Friday, August 8

Are we measuring time, or defining it?

On the morning of the first of January of this year, around five thirty AM to be more precise, I was on my way home, from the New Year's party, when it struck me how artificial the delimitation of days is and how this perception breaks the actual continuity of our existence (it's a perception I have relatively often, when I remain awake through night fall and am not terribly busy with something specific).
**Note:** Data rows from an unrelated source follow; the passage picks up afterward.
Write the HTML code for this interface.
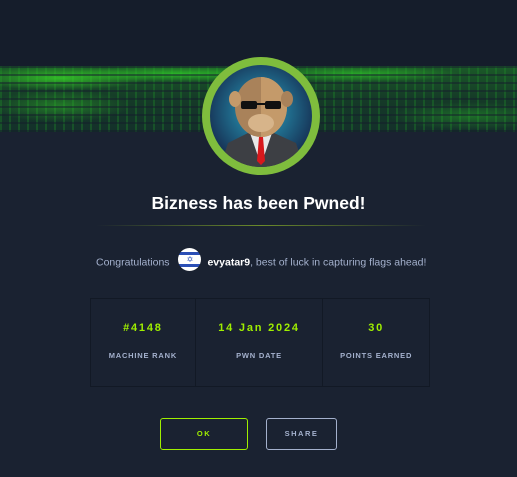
<!DOCTYPE html>
<html><head><style>
body{margin:0;width:517px;height:477px;background:#1a2231;font-family:"Liberation Sans",sans-serif;position:relative;overflow:hidden}
.top{position:absolute;left:0;top:0;width:517px;height:132px;background:#151d2b}
.band{position:absolute;left:0;top:66px;width:517px;height:66px;
background:
radial-gradient(ellipse 90px 12px at 60px 12px,rgba(60,230,40,.7),transparent),
radial-gradient(ellipse 120px 8px at 180px 8px,rgba(50,220,40,.7),transparent),
radial-gradient(ellipse 70px 16px at 60px 40px,rgba(50,200,40,.45),transparent),
radial-gradient(ellipse 100px 8px at 360px 8px,rgba(50,220,40,.6),transparent),
radial-gradient(ellipse 80px 14px at 470px 50px,rgba(40,180,40,.45),transparent),
repeating-linear-gradient(90deg,rgba(30,140,40,.35) 0 2px,transparent 2px 9px),
linear-gradient(#1b5a28,#153a28 50%,#14302a);}
.band:after{content:"";position:absolute;inset:0;background:repeating-linear-gradient(0deg,rgba(21,29,43,.5) 0 2px,transparent 2px 8px)}
.av{position:absolute;left:202px;top:57px;width:118px;height:118px;border-radius:50%;background:#7fbd3d;}
.av .in{position:absolute;left:8px;top:8px;width:102px;height:102px;border-radius:50%;background:radial-gradient(circle at 50% 45%,#2aa7c4,#17375a 70%);overflow:hidden}
h1{position:absolute;top:193px;left:0;width:517px;text-align:center;margin:0;color:#fff;font-size:17.5px;font-weight:bold}
.line{position:absolute;left:96px;top:225px;width:330px;height:1px;background:linear-gradient(90deg,transparent,#6b8a2a,transparent)}
.cg{position:absolute;top:254px;left:96px;font-size:10.5px;color:#a4b1cd;white-space:nowrap}
.flag{display:inline-block;width:23px;height:23px;border-radius:50%;background:linear-gradient(#fff 0 4px,#2b4fb6 4px 7px,#fff 7px 16px,#2b4fb6 16px 19px,#fff 19px);vertical-align:middle;margin:-6px 6px 0 6px;color:#2b4fb6;font-size:8px;text-align:center;line-height:23px}
.cg b{color:#fff}
.stats{position:absolute;left:90px;top:298px;width:340px;height:89px;border:1px solid #121925;box-sizing:border-box;display:flex}
.s{border-right:1px solid #121925;text-align:center}
.s:last-child{border:none}
.v{color:#9fef00;font-weight:bold;font-size:11px;letter-spacing:1.8px;margin-top:23px}
.l{color:#a4b1cd;font-size:7.5px;font-weight:bold;letter-spacing:.8px;margin-top:17px}
.btn{position:absolute;top:418px;height:32px;box-sizing:border-box;border-radius:3px;font-size:7.5px;font-weight:bold;letter-spacing:1.5px;text-align:center;line-height:30px}
</style></head><body>
<div class="top"></div>
<div class="band"></div>
<div class="av"><div class="in">
<svg width="102" height="102" viewBox="0 0 102 102">
<path d="M10 102 L18 78 L38 68 L64 68 L86 78 L94 102Z" fill="#3d3f44"/>
<path d="M40 68 L51 100 L62 68Z" fill="#e8e8e8"/>
<path d="M49 72 L53 72 L55 96 L51 100 L47 96Z" fill="#d8181c"/>
<ellipse cx="51" cy="42" rx="26" ry="30" fill="#a9825a"/>
<path d="M51 12 A26 30 0 0 1 51 72Z" fill="#c49a6a"/>
<ellipse cx="25" cy="34" rx="6" ry="8" fill="#c49a6a"/>
<ellipse cx="77" cy="34" rx="6" ry="8" fill="#a9825a"/>
<rect x="31" y="36" width="16" height="8" rx="2" fill="#111"/>
<rect x="55" y="36" width="16" height="8" rx="2" fill="#111"/>
<rect x="46" y="38" width="10" height="2" fill="#111"/>
<ellipse cx="51" cy="58" rx="13" ry="9" fill="#d7b48a"/>
</svg></div></div>
<h1>Bizness has been Pwned!</h1>
<div class="line"></div>
<div class="cg">Congratulations <span class="flag">✡</span><b>evyatar9</b>, best of luck in capturing flags ahead!</div>
<div class="stats">
<div class="s" style="width:105px"><div class="v">#4148</div><div class="l">MACHINE RANK</div></div>
<div class="s" style="width:128px"><div class="v">14 Jan 2024</div><div class="l">PWN DATE</div></div>
<div class="s" style="width:107px"><div class="v">30</div><div class="l">POINTS EARNED</div></div>
</div>
<div class="btn" style="left:160px;width:88px;border:1px solid #9fef00;color:#9fef00">OK</div>
<div class="btn" style="left:266px;width:71px;border:1px solid #a4b1cd;color:#a4b1cd">SHARE</div>
</body></html>
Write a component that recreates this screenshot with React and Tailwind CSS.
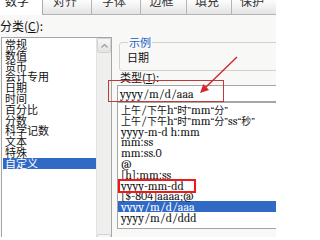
import React from "react";

const tabs = [
    { name: "数字", w: "w-[43px]", active: true },
    { name: "对齐", w: "w-[49px]" },
    { name: "字体", w: "w-[49px]" },
    { name: "边框", w: "w-[46px]" },
    { name: "填充", w: "w-[45px]" },
    { name: "保护", w: "w-[45px]" },
];

const categories = ["常规", "数值", "货币", "会计专用", "日期", "时间", "百分比", "分数", "科学记数", "文本", "特殊", "自定义"];

const formats = [
    "上午/下午h“时”mm“分”",
    "上午/下午h“时”mm“分”ss“秒”",
    "yyyy-m-d h:mm",
    "mm:ss",
    "mm:ss.0",
    "@",
    "[h]:mm:ss",
    "yyyy-mm-dd",
    "[$-804]aaaa;@",
    "yyyy/m/d/aaa",
    "yyyy/m/d/ddd",
];

// CJK runs in the CJK font, latin in a serif face (like SimSun's latin)
const Mixed = ({ text }) => {
    const parts = text.split(/([\u4e00-\u9fff]+|[\u201c\u201d])/).filter(Boolean);
    return parts.map((p, i) => {
        if (/[\u4e00-\u9fff]/.test(p))
            return <span key={i} className="font-['Noto_Sans_CJK_SC',sans-serif] text-[10px]">{p}</span>;
        if (/[\u201c\u201d]/.test(p))
            return <span key={i} className="font-serif text-[10px]">{p}</span>;
        return <span key={i} className="font-serif text-[12px]">{p}</span>;
    });
};

const Tabs = () => (
    <div className="flex h-[15px] overflow-hidden">
        {tabs.map((t) =>
            t.active ? (
                <div key={t.name} className={`${t.w} shrink-0 bg-white border-r border-[#a9a9a9] pl-[5px] text-[12px] leading-[12px] text-[#222]`}>
                    <span className="block -mt-[5px]">{t.name}</span>
                </div>
            ) : (
                <div
                    key={t.name}
                    className={`${t.w} shrink-0 flex justify-center bg-gradient-to-b from-[#fdfdfd] to-[#e4e4e4] border-r border-b border-[#b4b4b4] text-[12px] leading-[12px] text-[#333]`}
                >
                    <span className="block -mt-[5px] pr-[4px]">{t.name}</span>
                </div>
            )
        )}
    </div>
);

const ScrollButton = ({ up }) => (
    <div className="h-[15px] flex items-center justify-center bg-gradient-to-b from-[#f7f7f7] to-[#e3e3e3] border border-[#d3d3d3] rounded-[2px]">
        <svg width="7" height="4" viewBox="0 0 7 4">
            <path d={up ? "M0.5 3.5 L3.5 0.5 L6.5 3.5" : "M0.5 0.5 L3.5 3.5 L6.5 0.5"} fill="none" stroke="#9a9a9a" strokeWidth="1.2" />
        </svg>
    </div>
);

export default function App() {
    return (
        <div className="relative w-[276px] h-[237px] overflow-hidden bg-[#f8f8f6] text-[#111] font-['Noto_Sans_CJK_SC',sans-serif]">
            <Tabs />

            <div className="flex pl-[1px]">
                {/* Left: category list */}
                <div className="w-[111px] shrink-0">
                    <div className="h-[22px] -ml-[1px] pt-[4px] text-[12px] leading-[13px]">
                        分类(<span className="underline">C</span>):
                    </div>
                    <div className="flex h-[213px] border border-[#a5a5a5] bg-white">
                        <ul className="flex-1 pt-[1px] pl-[1px]">
                            {categories.map((c) => (
                                <li
                                    key={c}
                                    className={
                                        c === "自定义"
                                            ? "h-[10.8px] leading-[10.8px] text-[11px] pl-[2px] bg-[#316ac5] text-white"
                                            : "h-[10.8px] leading-[10.8px] text-[11px] pl-[2px]"
                                    }
                                >
                                    {c}
                                </li>
                            ))}
                        </ul>
                        <div className="w-[15px] flex flex-col bg-[#efefed] border-l border-[#e2e2e2]">
                            <ScrollButton up />
                            <div className="flex-1" />
                            <ScrollButton />
                        </div>
                    </div>
                </div>

                {/* Right: sample, type input and type list */}
                <div className="ml-[5px] flex-1 min-w-0">
                    <fieldset className="ml-[2px] mt-[21px] h-[35px] w-[170px] border border-[#d2d2cc] rounded-[3px] pl-[7px]">
                        <legend className="ml-[1px] px-[1px] text-[11px] leading-[12px] text-[#1d5bc8]">示例</legend>
                        <div className="pt-[3px] text-[11px] leading-[12px]">日期</div>
                    </fieldset>
                    <div className="h-[14px] ml-[3px] pt-[1px] text-[11px] leading-[11px]">
                        类型(<span className="underline">T</span>):
                    </div>
                    <div className="h-[17px] w-[170px] border border-[#a5a5a5] bg-white pl-[2px] text-[11px] leading-[15px]">
                        <Mixed text="yyyy/m/d/aaa" />
                    </div>
                    <ul className="h-[127px] w-[170px] border border-[#a5a5a5] bg-white pt-[1px]">
                        {formats.map((f) => (
                            <li
                                key={f}
                                className={
                                    f === "yyyy/m/d/aaa"
                                        ? "h-[10.8px] text-[11px] leading-[10.8px] pl-[3px] whitespace-nowrap bg-[#316ac5] text-white"
                                        : "h-[10.8px] text-[11px] leading-[10.8px] pl-[3px] whitespace-nowrap"
                                }
                            >
                                <Mixed text={f} />
                            </li>
                        ))}
                    </ul>
                </div>
            </div>

            {/* Annotations drawn over the dialog */}
            <div className="absolute left-[108px] top-[80px] w-[116px] h-[22px] border-[1.5px] border-[#bd3b3b]" />
            <div className="absolute left-[118px] top-[179px] w-[78px] h-[14px] border-2 border-[#f01818]" />
            <svg className="absolute left-[196px] top-[54px]" width="44" height="42" viewBox="0 0 44 42">
                <line x1="41" y1="3" x2="9" y2="34" stroke="#d6262b" strokeWidth="1.4" />
                <polygon points="4,39 7.4,30.1 13,35.9" fill="#d6262b" />
            </svg>
        </div>
    );
}
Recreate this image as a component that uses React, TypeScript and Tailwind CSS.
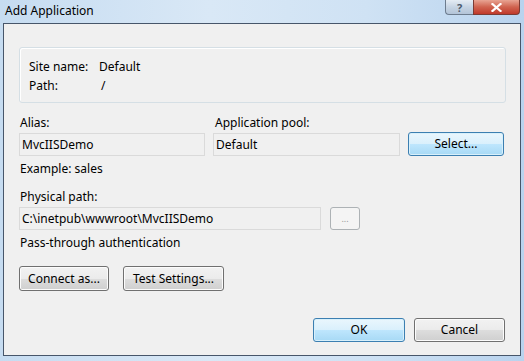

I wrote this thought down, and came back to it from time to time. Nowadays (that is, after thinking about it some more), I see a clear distinction between the natural delimitation, a delimitation that doesn't break continuity (like light and shadow cast by the Sun) and the artificial delimitations we all make: instead of seeing our continuous existence, "flowing" from one "present moment" to the next "present moment", we see ourselves having a discrete existence, composed of different episodes, disconnected, discontinuous.

Instead of seeing the continuity, we see "day", "week", "Monday", "last year", "during lunch break", "when I exited the office building last evening", et caetera.

It's a useful abstraction, enabling everything from business contracts to most technology, to weekend plans, to cookie recipes.

It's still an abstraction though, and as useful as it is, it can be equally useful to look behind it.

When you try switching back from a discrete perception to a continuous one (that is, if you actually do try), you start seeing lots of other illusions you cling to, constructs relying of other constructs, things we all accept as "in the nature of things" ...

Lets take age as an example.
We have a minimal age for legally drinking, you can be too old or too young to behave in a certain way and your rights vary depending on what age-group you happen to find yourself in.

Age as a measure though, is not telling you something specific about a person. If anything, it's actually telling you how many times the Earth rotated around the Sun, since that person was born. Thus, age is an affirmation about the Earth's movement, giving that person's existence as a reference point, and not an affirmation about that person itself.

Further more, it seems that time itself is an illusion.
Clocks don't measure time; they measure themselves.
        hairy university professor with young girlfriend, The Man from Earth


To that regard, I found an interesting article on the nature of time itself, that directed my thoughts to a different perspective: the article argued that time, in a scientific context, cannot be perceived as an orthogonal dimension but is in fact, always expressing a measure of movement (one second being, for example defined as the duration of 9,192,631,770 periods of the radiation corresponding to the transition between the two hyperfine levels of the ground state of the caesium 133 atom).

It's an interesting read, if you have the time for it (pun intended).

So in the end, do we measure time, or define it and cling to our definition?

2 comments:

Anonymous said...

You might want to take a look at this related ideeas:
http://en.wikipedia.org/wiki/Henri_Bergson#Duration

Unknown said...

It's an interesting read (the few paragraphs that I've read on the net that is).

Thanks for that.

As far as I'm concerned, I tend to go in a direction more along the lines of that of eastern mysticism: I believe that time is a matter of movement, not a linear dimension (or nonlinear, as the theory of relativity states), a perceived measure of "intensity of movement", instead of an orthogonal dimension of "objective reality".

In my view (as incomplete as it may be) I see imprints upon the universe as past and projections of outcomes as future, all of them happening in "this moment", a "this moment" that keeps on changing, in the present.

In that view, only the present is real.

I am more interested in the perception of time than in the nature of time itself, in how we define time only as a matter of what that definition gives us to work with.

In this regard, one could say I'm more focused on the subjective than the objective.